Even if this rhetoric calms the waters, each violation undermines trust and risks escalation. Diplomacy may still move forward, even amid ongoing distrust. The United Nations has deployed a special envoy to engage Iran, while Pakistan may host follow-up negotiations in Islamabad as soon as Friday. Regional and international actors have welcomed the ceasefire as a critical first step toward de-escalation.
The political challenge now is taking two divergent visions for peace and making them a sustainable agreement. Both sides will need to present any future agreement as a victory. The United States seeks a deal that limits Iran’s nuclear program and restore passage through the Strait of Hormuz, while Iran seeks recognition of its perceived rights, resilience, regional role, and negotiating strength. The success of diplomacy may depend less on trust and more on whether both sides can claim success domestically.
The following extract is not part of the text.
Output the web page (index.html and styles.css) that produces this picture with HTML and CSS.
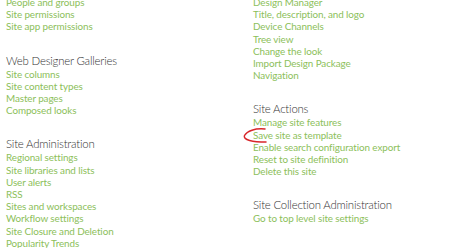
FILE: index.html
```html
<!DOCTYPE html>
<html lang="en">
<head>
    <meta charset="UTF-8">
    <title>Site Settings</title>
    <link rel="stylesheet" href="styles.css">
</head>
<body>
    <div class="settings">
        <div class="column">
            <div class="section">
                <ul class="links">
                    <li><a href="#">People and groups</a></li>
                    <li><a href="#">Site permissions</a></li>
                    <li><a href="#">Site app permissions</a></li>
                </ul>
            </div>
            <div class="section">
                <h3>Web Designer Galleries</h3>
                <ul class="links">
                    <li><a href="#">Site columns</a></li>
                    <li><a href="#">Site content types</a></li>
                    <li><a href="#">Master pages</a></li>
                    <li><a href="#">Composed looks</a></li>
                </ul>
            </div>
            <div class="section">
                <h3>Site Administration</h3>
                <ul class="links">
                    <li><a href="#">Regional settings</a></li>
                    <li><a href="#">Site libraries and lists</a></li>
                    <li><a href="#">User alerts</a></li>
                    <li><a href="#">RSS</a></li>
                    <li><a href="#">Sites and workspaces</a></li>
                    <li><a href="#">Workflow settings</a></li>
                    <li><a href="#">Site Closure and Deletion</a></li>
                    <li><a href="#">Popularity Trends</a></li>
                </ul>
            </div>
        </div>
        <div class="column">
            <div class="section">
                <ul class="links">
                    <li><a href="#">Design Manager</a></li>
                    <li><a href="#">Title, description, and logo</a></li>
                    <li><a href="#">Device Channels</a></li>
                    <li><a href="#">Tree view</a></li>
                    <li><a href="#">Change the look</a></li>
                    <li><a href="#">Import Design Package</a></li>
                    <li><a href="#">Navigation</a></li>
                </ul>
            </div>
            <div class="section">
                <h3>Site Actions</h3>
                <ul class="links">
                    <li><a href="#">Manage site features</a></li>
                    <li class="marked">
                        <svg class="circle-mark" width="28" height="20" viewBox="0 0 28 20">
                            <path d="M24 3 C14 2 6 5 3.5 9.5 C1.5 14 12 16 25 16" fill="none" stroke="#d8262a" stroke-width="1.5" stroke-linecap="round"/>
                        </svg>
                        <a href="#">Save site as template</a>
                    </li>
                    <li><a href="#">Enable search configuration export</a></li>
                    <li><a href="#">Reset to site definition</a></li>
                    <li><a href="#">Delete this site</a></li>
                </ul>
            </div>
            <div class="section">
                <h3>Site Collection Administration</h3>
                <ul class="links">
                    <li><a href="#">Go to top level site settings</a></li>
                </ul>
            </div>
        </div>
    </div>
</body>
</html>
```
FILE: styles.css
```css
body {
    margin: 0;
    background-color: #fff;
    font-family: Lato, "Open Sans", sans-serif;
    overflow: hidden;
}

.settings {
    display: grid;
    grid-template-columns: 247px 1fr;
    padding-left: 6px;
    margin-top: -4px;
}

.section {
    margin-bottom: 21px;
}

h3 {
    margin: 0;
    font-size: 11.4px;
    font-weight: 300;
    letter-spacing: -0.2px;
    line-height: 14px;
    color: #333;
}

.links {
    list-style: none;
    margin: 0;
    padding: 0;
}

.links li {
    font-size: 9.9px;
    letter-spacing: -0.1px;
    line-height: 12.2px;
    white-space: nowrap;
}

.links a {
    color: #8cc05a;
    text-decoration: none;
}

.marked {
    position: relative;
}

.circle-mark {
    position: absolute;
    left: -12px;
    top: -3px;
}
```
That is why this ceasefire matters. It creates a narrow but critical overlap of interests. The United States needs an exit from a costly war and economic instability. Iran needs sanctions relief and protection from further escalation. Both sides can claim they stood firm. That may be enough to sustain the diplomatic process. If Iran secures meaningful economic relief and long-term leverage - especially over Hormuz - it could emerge with gains far beyond survival. If the United States stabilizes the region and reaches a workable nuclear framework, it too can claim success.
For now, the ceasefire is fragile, incomplete, and contested. But after a war that proved far more costly and unpredictable than expected, even a fragile ceasefire may be the only viable path away from a wider disaster.